Insofar as this state of affairs pertains, diplomats enjoy considerable leeway in establishing procedures for pursuing and reconciling the interests of the states they represent. They can "cheat" on the rules and even, on occasion, on their princes to keep the world running smoothly. The trick, as ever, is knowing what one can get away with. However, in the twentieth century public opinion had to be palliated before it would allow diplomats to do anything. Hammarskjöld suggested that this would result in nationalist or statist restrictions imposed on diplomatic practice, but it did not, at least not in any simple sense. Rather, the rise of public opinion coincided with the emergence of the great ideological conflicts whose strategic and material consequences impelled diplomats to accompany their political leaders from serving peace through international adjustments to building it through international reform. Grave threats and great promises enabled governments to embark on this adventure and their publics to support them.

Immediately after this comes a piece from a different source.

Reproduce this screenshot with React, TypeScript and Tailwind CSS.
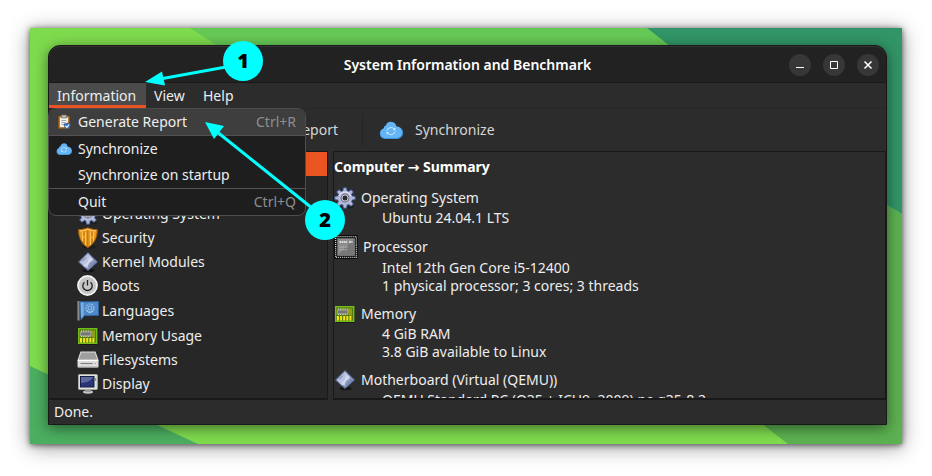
import type { ReactNode } from "react";

type IconProps = { size?: number };

function Svg({ size = 22, children }: { size?: number; children: ReactNode }) {
  return (
    <svg width={size} height={size} viewBox="0 0 22 22" fill="none" aria-hidden="true" className="shrink-0">
      {children}
    </svg>
  );
}

function GearIcon({ size }: IconProps) {
  const teeth = [0, 45, 90, 135, 180, 225, 270, 315];
  return (
    <Svg size={size}>
      <ellipse cx="12" cy="20" rx="8" ry="1.6" fill="#111" opacity=".5" />
      {teeth.map((angle) => (
        <path
          key={angle}
          d="M8.7 5 9.4.8h3.2L13.3 5z"
          fill="#b4b8d6"
          stroke="#35589a"
          strokeWidth=".9"
          transform={`rotate(${angle} 11 11)`}
        />
      ))}
      <circle cx="11" cy="11" r="7.2" fill="#b4b8d6" />
      <path d="M5 9.5a6.3 6.3 0 0 1 12 0" stroke="#dcdcee" strokeWidth="1.2" />
      <circle cx="11" cy="11" r="4.4" fill="#5c6587" />
      <circle cx="11" cy="11" r="3.1" fill="#2d2d2d" stroke="#d9dae8" strokeWidth="1" />
    </Svg>
  );
}

function ShieldIcon() {
  return (
    <Svg>
      <ellipse cx="12" cy="20" rx="7" ry="1.6" fill="#111" opacity=".5" />
      <path d="M1.6 2.6C5 2.6 8 2 10.8.8 13.600 2 16.600 2.600 20.200 2.600c.3 7.400-2.700 14.200-9.400 18C4.400 16.800 1.300 10 1.600 2.600z" fill="#e8991f" stroke="#a45d08" />
      <path d="M3 4c2.800-.2 5.200-.7 7.800-1.700C13.400 3.300 16 3.800 18.800 4" stroke="#ffd278" strokeWidth="1" />
      <path d="M5.500 5v9M8.500 5v13M13.500 4.500V18M16.500 5v9" stroke="#ffc45e" strokeWidth="1" />
      <path d="M7 4.500v4m0 3V17M10.800 3v17M15 4.500V9m0 3v5" stroke="#b06a10" strokeWidth=".9" />
    </Svg>
  );
}

function DiamondIcon() {
  return (
    <Svg>
      <ellipse cx="11.500" cy="19.500" rx="6" ry="1.800" fill="#0c0c0c" opacity=".7" />
      <path d="M11 1.500 20.500 11 11 19.500 1.500 11z" fill="#8795bd" stroke="#52618f" />
      <path d="M11 2.500 16 8l-8 8.500L2.800 11z" fill="#b9c2de" />
      <path d="m12.500 5.500 4 3.500-4.500 3-1.500 5-3.500-2.500 3.500-3.500z" fill="#dde2f0" opacity=".7" />
      <path d="m5 10.500 4-4M13 16l5-5" stroke="#6e7ba8" />
    </Svg>
  );
}

function PowerIcon() {
  return (
    <Svg>
      <circle cx="10.500" cy="10.500" r="9.600" fill="#cfcfcf" stroke="#f4f4f4" strokeWidth="1.600" />
      <circle cx="10.500" cy="10.500" r="8" fill="#c6c6c6" />
      <path d="M7.500 7.200a4.700 4.700 0 1 0 6 0M10.500 5v5.500" stroke="#1e1e1e" strokeWidth="1.300" />
    </Svg>
  );
}

function FlagIcon() {
  return (
    <Svg>
      <path d="M1.500 1v19.500" stroke="#8b8b85" strokeWidth="2.200" />
      <path d="M3 1.500c6 .8 12-.3 18.500 0v14c-5-.4-9 .6-14 0L4 20z" fill="#4c8acb" stroke="#2f609c" strokeWidth=".8" />
      <path d="M3.600 2.500h3v13l-2.600 3z" fill="#7aaede" />
      <circle cx="13" cy="8" r="4" stroke="#b5d4f0" strokeWidth="1.200" strokeDasharray="2 .8" opacity=".7" />
      <circle cx="13" cy="8" r="2" stroke="#a8caeb" opacity=".8" />
      <path d="M9.500 10.500c2 2.400 5 2.400 7 0" stroke="#c5def4" opacity=".8" />
    </Svg>
  );
}

function MemoryIcon() {
  return (
    <Svg>
      <path d="M2 19.500h18.500" stroke="#111" opacity=".6" />
      <rect x="1.700" y="3.700" width="18" height="14.600" fill="#567a0a" stroke="#72bd1d" strokeWidth="1.400" />
      <path d="M13 5.500h5v7h-3z" fill="#8f9f18" />
      <path d="M4 6.200h9.500M4 11.300h9.500" stroke="#e6e6e6" strokeWidth="1.200" strokeDasharray="1.200 1" />
      <rect x="3.600" y="7" width="10.300" height="3.800" fill="#777" stroke="#bbb" strokeWidth=".6" />
      <path d="M3 15.200h15.500" stroke="#f4e51d" strokeWidth="4.400" strokeDasharray="2 1.100" />
    </Svg>
  );
}

function DriveIcon() {
  return (
    <Svg>
      <path d="M3.500 2.500h15l3 8.500v6.500q0 1-1 1h-19q-1 0-1-1V11z" fill="#dedede" />
      <path d="M4.300 3.500h13.500l2.400 7H1.700z" fill="#9f9f9f" />
      <path d="M.8 11.500h20.500" stroke="#fff" />
      <path d="M3.500 14.500h12" stroke="#808080" strokeWidth="1.200" />
      <path d="M17.500 14.500h1.500M1 18h20" stroke="#aaa" />
    </Svg>
  );
}

function DisplayIcon() {
  return (
    <Svg>
      <ellipse cx="11" cy="19" rx="5" ry="1.700" fill="#c9c9c4" />
      <path d="M8 16h6v3H8z" fill="#999" />
      <rect x="1.500" y="1.500" width="18.800" height="15" rx=".8" fill="#e2e2dd" stroke="#aaa9a4" />
      <rect x="3.500" y="3.500" width="13.500" height="10.500" fill="#2b3474" stroke="#171c46" />
      <path d="M4 4h12.500c-3 4.500-7 5.500-12.500 6z" fill="#5e69a0" />
      <path d="M18.600 5v3" stroke="#888" />
    </Svg>
  );
}

function ChipIcon() {
  return (
    <Svg size={24}>
      <rect width="22" height="22" rx="2" fill="#0a0a0a" />
      <rect x="1.500" y="1.500" width="19" height="19" stroke="#d9d9d9" strokeWidth="1.300" strokeDasharray=".9 .9" />
      <rect x="2.800" y="2.800" width="16.400" height="16.400" fill="#8d8d8d" stroke="#222" strokeWidth=".5" />
      <path d="M3 19 19 3v16z" fill="#777" />
      <path d="M5 6.500h7M14 6.500h3" stroke="#dedede" strokeWidth="1.800" strokeDasharray="1.500 .5" />
      <path d="M5 11h8M5 13.500h7" stroke="#b9b9b9" strokeDasharray="2 .7" />
    </Svg>
  );
}

function PrinterIcon() {
  return (
    <Svg>
      <rect x="1" y="1.500" width="20" height="17" rx="1" fill="#9a9a9a" />
    </Svg>
  );
}

function CloudIcon({ width = 24 }: { width?: number }) {
  return (
    <svg width={width} viewBox="0 0 24 18" fill="none" aria-hidden="true" className="shrink-0">
      <path d="M5.500 18a5.400 5.400 0 0 1-.9-10.500A3.500 3.500 0 0 1 7 4.500 5.300 5.300 0 0 1 17.300 5.600 6.200 6.200 0 0 1 18.500 18z" fill="#3d93dc" />
      <path d="M5.500 17a5 5 0 0 1-.8-9.600A3.500 3.500 0 0 1 7 4.500a5.300 5.300 0 0 1 10.300 1.100A5.800 5.800 0 0 1 18.500 17z" fill="#64b5f6" />
      <path d="M8 9.700a4.100 4.100 0 0 1 7.400-1.400M16 10.400a4.100 4.100 0 0 1-7.400 1.500" stroke="#cfe8fd" strokeWidth="1" />
      <path d="m16.300 6.500.2 2.900-2.700-.6zM7.700 13.700l-.2-2.900 2.700.6z" fill="#cfe8fd" />
    </svg>
  );
}

function ReportIcon({ size = 16 }: IconProps) {
  return (
    <svg width={size} height={size} viewBox="0 0 16 16" fill="none" aria-hidden="true" className="shrink-0">
      <rect x="2.500" y="2" width="11" height="12.500" rx="1" fill="#b57a35" stroke="#875316" />
      <path d="M4 3.500h8V13H4z" fill="#f1f1ee" />
      <path d="M5.500 1h5v3h-5z" fill="#b9bab5" stroke="#6f706c" strokeWidth=".7" />
      <path d="M5.300 6.500h5M5.300 8.500h4M5.300 10.500h2.500" stroke="#a4a4a4" />
      <path d="M8 9.800c1.500 0 2.500-.4 3.300-1 .8.600 1.800 1 3.200 1 0 2.800-1.200 4.500-3.200 5.600C9.200 14.300 8 12.600 8 9.800z" fill="#3c70b3" stroke="#25508a" strokeWidth=".5" />
      <path d="m9.500 11.800 1.400 1.500 2.300-2.800" stroke="#fff" strokeWidth="1.100" />
    </svg>
  );
}

const tree = [
  { label: "", icon: <DisplayIcon />, height: "h-6", selected: true },
  { label: "", icon: <DriveIcon />, height: "h-[26px]" },
  { label: "Operating System", icon: <GearIcon />, height: "h-6" },
  { label: "Security", icon: <ShieldIcon />, height: "h-6" },
  { label: "Kernel Modules", icon: <DiamondIcon />, height: "h-6" },
  { label: "Boots", icon: <PowerIcon />, height: "h-6" },
  { label: "Languages", icon: <FlagIcon />, height: "h-[26px]" },
  { label: "Memory Usage", icon: <MemoryIcon />, height: "h-6" },
  { label: "Filesystems", icon: <DriveIcon />, height: "h-6" },
  { label: "Display", icon: <DisplayIcon />, height: "h-6" },
  { label: "", icon: <PrinterIcon />, height: "h-6" },
];

const summary = [
  { label: "Operating System", icon: <GearIcon />, height: "h-[22px]", lines: ["Ubuntu 24.04.1 LTS"] },
  {
    label: "Processor",
    icon: <ChipIcon />,
    height: "h-6",
    lines: ["Intel 12th Gen Core i5-12400", "1 physical processor; 3 cores; 3 threads"],
  },
  { label: "Memory", icon: <MemoryIcon />, height: "h-[22px]", lines: ["4 GiB RAM", "3.8 GiB available to Linux"] },
  {
    label: "Motherboard (Virtual (QEMU))",
    icon: <DiamondIcon />,
    height: "h-[22px]",
    lines: ["QEMU Standard PC (Q35 + ICH9, 2009) pc-q35-8.2"],
  },
];

function Wallpaper() {
  return (
    <svg
      className="absolute inset-0 size-full"
      viewBox="0 0 872 416"
      preserveAspectRatio="none"
      aria-hidden="true"
    >
      <rect width="872" height="416" fill="#7fdb4e" />
      <path d="M160 0H872V416H760L600 200 300 90z" fill="#66c955" />
      <path d="M617 0H872V186L800 143z" fill="#319567" />
      <path d="M872 186V416H758L732 396 800 143z" fill="#5cb151" />
      <path d="M0 338 168 416H0z" fill="#4bae60" />
    </svg>
  );
}

function WindowButton({ label, children }: { label: string; children: ReactNode }) {
  return (
    <button aria-label={label} className="flex size-[22px] items-center justify-center rounded-full bg-[#373737]">
      <svg width="10" height="10" viewBox="0 0 10 10" fill="none" stroke="#fff" aria-hidden="true">
        {children}
      </svg>
    </button>
  );
}

function MenuItem({ label, icon, shortcut, active }: { label: string; icon?: ReactNode; shortcut?: string; active?: boolean }) {
  return (
    <button
      role="menuitem"
      className={`flex h-[26px] w-full items-center pr-[9px] pl-[7px] text-left ${active ? "rounded-t-md bg-[#3e3e3e]" : ""}`}
    >
      <span className="flex w-[22px] shrink-0 items-center">{icon}</span>
      <span className="flex-1">{label}</span>
      {shortcut && <span className="text-[#8e8e8e]">{shortcut}</span>}
    </button>
  );
}

function InformationMenu() {
  return (
    <div
      role="menu"
      aria-label="Information"
      className="absolute top-[25px] -left-px z-10 w-[258px] overflow-hidden rounded-lg border border-[#4d4d4d] bg-[#1e1e1e]"
    >
      <MenuItem label="Generate Report" icon={<ReportIcon />} shortcut="Ctrl+R" active />
      <div role="separator" className="h-px bg-[#525252]" />
      <MenuItem label="Synchronize" icon={<CloudIcon width={16} />} />
      <MenuItem label="Synchronize on startup" />
      <div role="separator" className="h-px bg-[#525252]" />
      <MenuItem label="Quit" shortcut="Ctrl+Q" />
    </div>
  );
}

function Annotations() {
  const badge =
    "absolute flex size-10 items-center justify-center rounded-full bg-[#00ffff] font-['Open_Sans',sans-serif] text-xl font-extrabold text-black";
  return (
    <div className="pointer-events-none absolute inset-0 z-20">
      <svg width="400" height="260" viewBox="0 0 400 260" className="absolute top-0 left-0" aria-hidden="true">
        <g fill="#00ffff" stroke="#00ffff">
          <path d="M160 79 226 67M216 131l96 77" strokeWidth="3" />
          <path d="m145 82 17-10.500 3 14zM205 122l19 4-10 13z" stroke="none" />
        </g>
      </svg>
      <span className={`${badge} top-[41px] left-[223px]`}>1</span>
      <span className={`${badge} top-[200px] left-[305px]`}>2</span>
    </div>
  );
}

export default function App() {
  return (
    <div className="relative flex h-screen bg-white px-[30px] pt-7 pb-8 font-['Noto_Sans',sans-serif] text-sm text-[#eeeeee]">
      <div className="relative flex min-w-0 flex-1 pt-[17px] pr-[15px] pb-[19px] pl-[18px] shadow-[0_1px_6px_rgba(0,0,0,0.6),0_3px_20px_rgba(0,0,0,0.4)]">
        <Wallpaper />
        <main className="relative flex min-w-0 flex-1 flex-col rounded-t-xl border border-[#191919] bg-[#2c2c2c] shadow-[0_3px_14px_rgba(0,0,0,0.5)]">
          <header className="grid h-[37px] shrink-0 grid-cols-[1fr_auto_1fr] items-center rounded-t-xl border-t border-b border-t-[#333333] border-b-[#191919] bg-[#222222] px-[7px]">
            <h1 className="col-start-2 font-semibold text-white">System Information and Benchmark</h1>
            <div className="flex justify-end gap-3">
              <WindowButton label="Minimize">
                <path d="M1 7.500h8" />
              </WindowButton>
              <WindowButton label="Maximize">
                <path d="M1.500 1.500h7v7h-7z" />
              </WindowButton>
              <WindowButton label="Close">
                <path d="m1.500 1.500 7 7m0-7-7 7" strokeWidth="1.500" />
              </WindowButton>
            </div>
          </header>

          <nav className="relative flex h-[26px] shrink-0 border-b border-[#272727]">
            <button
              className="w-[97px] border-b-[3px] border-[#e95420] bg-[#4b4b4b] px-2 pt-[3px] text-left"
              aria-expanded="true"
            >
              Information
            </button>
            <button className="w-[49px] px-2 text-left">View</button>
            <button className="w-[49px] px-2 text-left">Help</button>
            <InformationMenu />
          </nav>

          <div className="flex h-[42px] shrink-0 items-center text-[#d6d6d6]">
            <button className="flex w-[313px] items-center justify-end gap-3 pr-6">
              <ReportIcon size={24} />
              Generate Report
            </button>
            <div className="h-8 w-px bg-[#242424]" />
            <button className="flex items-center gap-3 pl-4">
              <CloudIcon />
              Synchronize
            </button>
          </div>

          <div className="flex min-h-0 flex-1 gap-[5px]">
            <ul className="w-[279px] shrink-0 overflow-hidden border-t border-r border-b-2 border-[#191919] bg-[#272727]">
              {tree.map((row, i) => (
                <li
                  key={i}
                  className={`flex items-center gap-[3px] pl-7 ${row.height} ${row.selected ? "bg-[#e95420]" : ""}`}
                >
                  {row.icon}
                  {row.label}
                </li>
              ))}
            </ul>
            <section className="min-w-0 flex-1 overflow-hidden border-t border-r border-b-2 border-l border-[#191919]">
              <h2 className="h-[30px] pt-1 leading-[22px] font-bold text-white">
                Computer <span className="font-['DejaVu_Sans',sans-serif] leading-none">→</span> Summary
              </h2>
              <div className="mt-[5px] flex flex-col gap-2">
                {summary.map((item) => (
                  <div key={item.label}>
                    <h3 className={`flex items-center gap-[5px] ${item.height}`}>
                      {item.icon}
                      {item.label}
                    </h3>
                    {item.lines.map((line) => (
                      <p key={line} className="pl-12 leading-[18px] whitespace-nowrap">
                        {line}
                      </p>
                    ))}
                  </div>
                ))}
              </div>
            </section>
          </div>

          <footer className="flex h-6 shrink-0 items-center px-[5px]">Done.</footer>
        </main>
      </div>
      <Annotations />
    </div>
  );
}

The diplomats went along with both because they had little choice. They went along with equanimity because, at heart, they were confident that the sovereign state system, notional though it might be, was real in that it enjoyed more correspondence with the fragmented human condition than any other way of expressing it. This confidence, too, is part of the diplomatic disposition. It underpins Dobrynin’s impatience with the ideological rigidities of his political masters, ensures that no one could take Lord Hardinge’s search for power above all else as implying something above the interests of his king and country, and allows Nicolson to claim that, in the end, diplomacy is a simple business. So long as the countries remain real, everything else fits comfortably into place. Roberts’ story is so comfortably told precisely because we know he has not become a NATO man in the same sense that he is "Britain’s man" and that his claim to represent NATO derives from nowhere else but his claim to represent Britain.